South Valley Olive Groves Continue to Decline with Increasing Importation

What once was a thriving agricultural commodity in California has dwindled down to a few hold-outs in the olive industry. There used to be 18,000 acres planted with olives in Tulare County, said Adin Hester, president and CEO of the Olive Growers Council, which is based in Visalia. Now there are just 10,000 and that number is expected to continue its descent.

Similarly, the number of commercial canneries has taken a major fall from nine in 1977, to two, Bell-Carter Foods in Corning, which carries the Lindsay Olive label, and Musco in Tracy. There were once 29 canneries in California, Hester said.

“Imports from Spain and Morocco have pretty much taken over the food supply market,” he said.

Olives used in restaurant salad bars and as pizza toppings, as well as those in cooking, are almost all imported.

“And now, imports are trying to work into the grocery market as well,” he added.

They are not the same. California grows different varieties than the imports, and often those sold to the food supply market are not table olives, but rather oil olives, which have a different flavor, he said.

“We have a much better tasting table olive than they do,” Hester said.

There are advantages and disadvantages to growing olives versus other tree crops.

Olives are a desert shrub, the trees will live through the drought even when not irrigated, Hester said. But, they will not produce fruit without water. Many growers in the Terra Bella area, who together have about 2,000 acres of olive trees, will not have a harvest this year. But their trees will live on.

Olive trees have a very long life and will continue to produce, when watered.

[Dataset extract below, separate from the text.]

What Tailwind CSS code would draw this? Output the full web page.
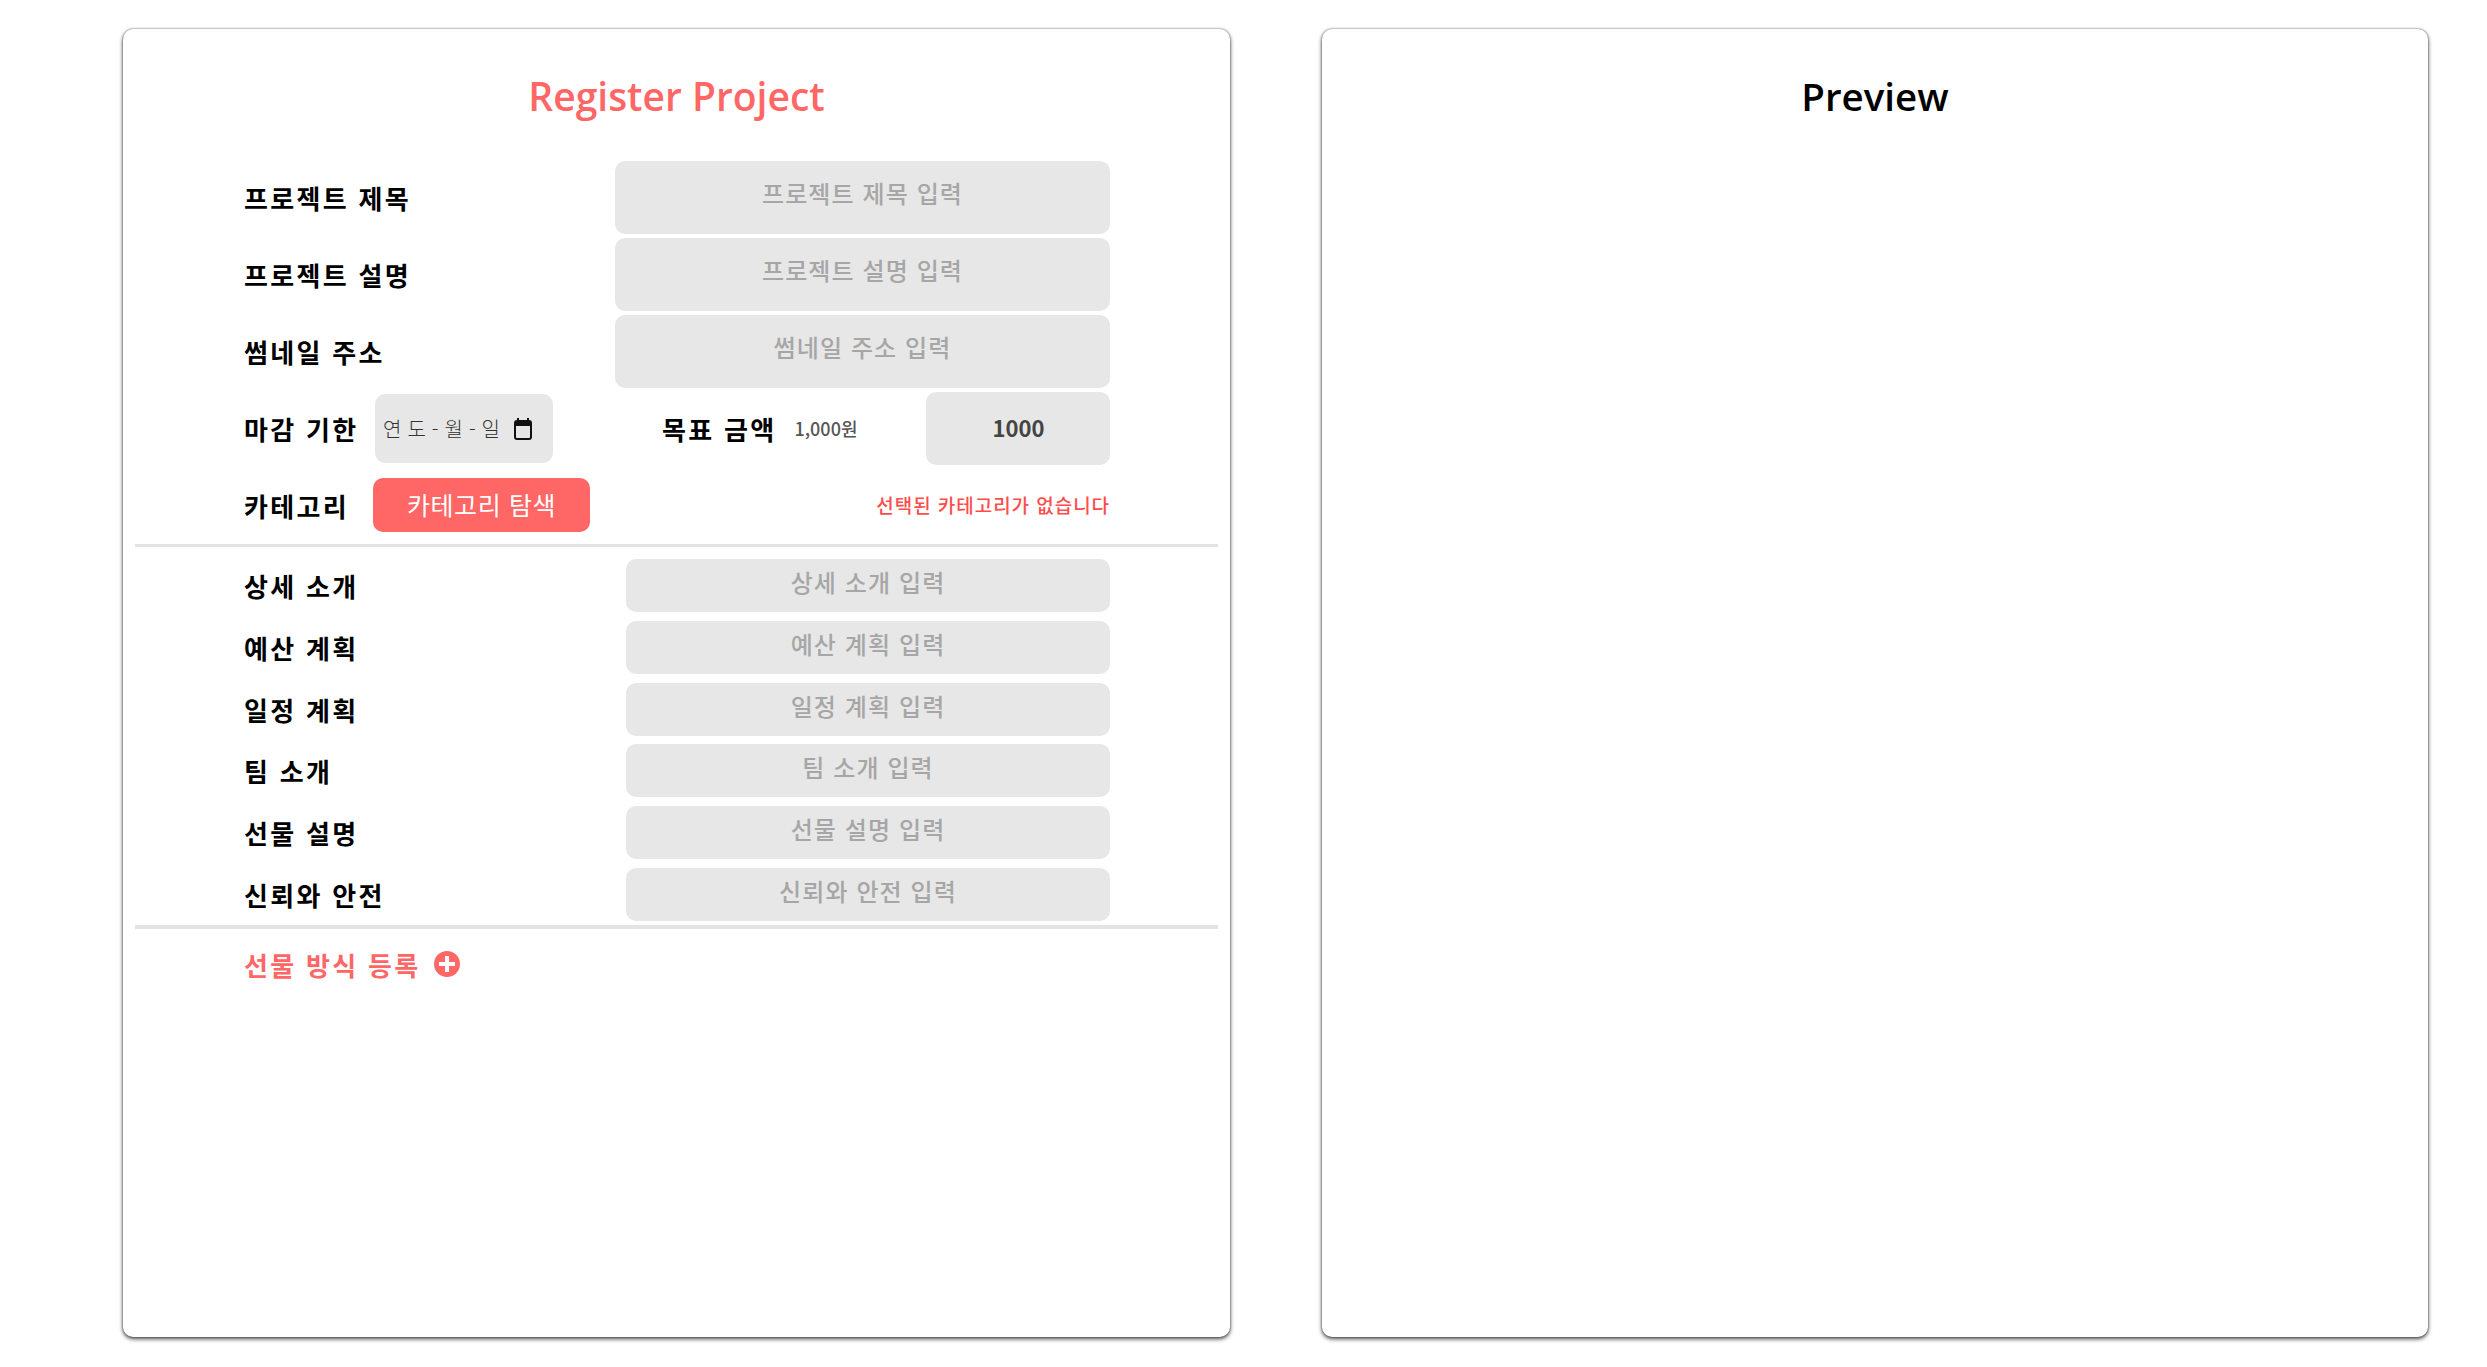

Trees alternate quality production from year-to-year. One year a tree will see very good production, while the next it will produce only a minimal amount. This can lead to an unstable harvest.

One year, an acre may produce four to five tons of olives, while the next it may only produce two, Hester said.

Olives are also expensive to harvest. The older orchards are planted for hand-harvesting, which is labor intensive and expensive, Hester said.

And without much of a market for domestic olives, the expense is not worth the return, at this time.

Many growers have opted to tear out their olives and replace them with nut trees, Hester said, which demand a much higher price.

There are some hold-outs, though. While agriculture is a business, there is also the element of family tradition, and some olives groves are as old, or older, than those maintaining them.

Vito DeLeonardis’ family has been growing olives in Tulare County since the 1950’s, when his grandfather moved here from Italy.

“We want to keep this a viable business and we don’t want it to go away,” he said.

DeLeonardis maintains approximately 250 acres in olives, mostly the Manzanilla variety. Most of the olives go to the cannery, he said, while a very small percentage are used to make the family’s olive oil. The locally produced oil is sold in local markets and farmers markets.

Most of the DeLeonardis olive trees are fairly young, he said, having planted many trees in the 1990’s.

“They are right in their prime,” he said.

Admittedly, DeLeonardis has diversified, also growing citrus and almonds, but he hangs on to the idea that olives should stay a California commodity.

“It’s a good product,” he said, “and hopefully it will survive here.”

Other local businesses in the industry include Armstrong Olives in Porterville and Bari Olive Oil Company in Dinuba.

A lot of the olive growers’ problems stem from politics, both DeLeonardis and Hester said.

Hester sited the US promising Morocco some $300 million in aid to stimulate agriculture there, just a few years ago, allowing growers there to revive their trees, while there is no help for local olive growers with the drought, or anything else, he said.

“No one called me about it,” he said.

Morocco is the second largest competitor for the olive market, with Spain being the first.

“It all has to do with politics,” DeLeonardis said.

The olive harvest traditionally begins around Labor Day. Hester is currently working out demands and pricing for local growers with the canneries.

And, while it may not seem like a good investment now, Hester hopes that growers will continue to consider olives into the future. New plantings should take into consideration a change in harvesting techniques utilizing shakers. It will be more labor intensive to grow trees with taller trunks, but it will reduce time and expense for harvest, he said.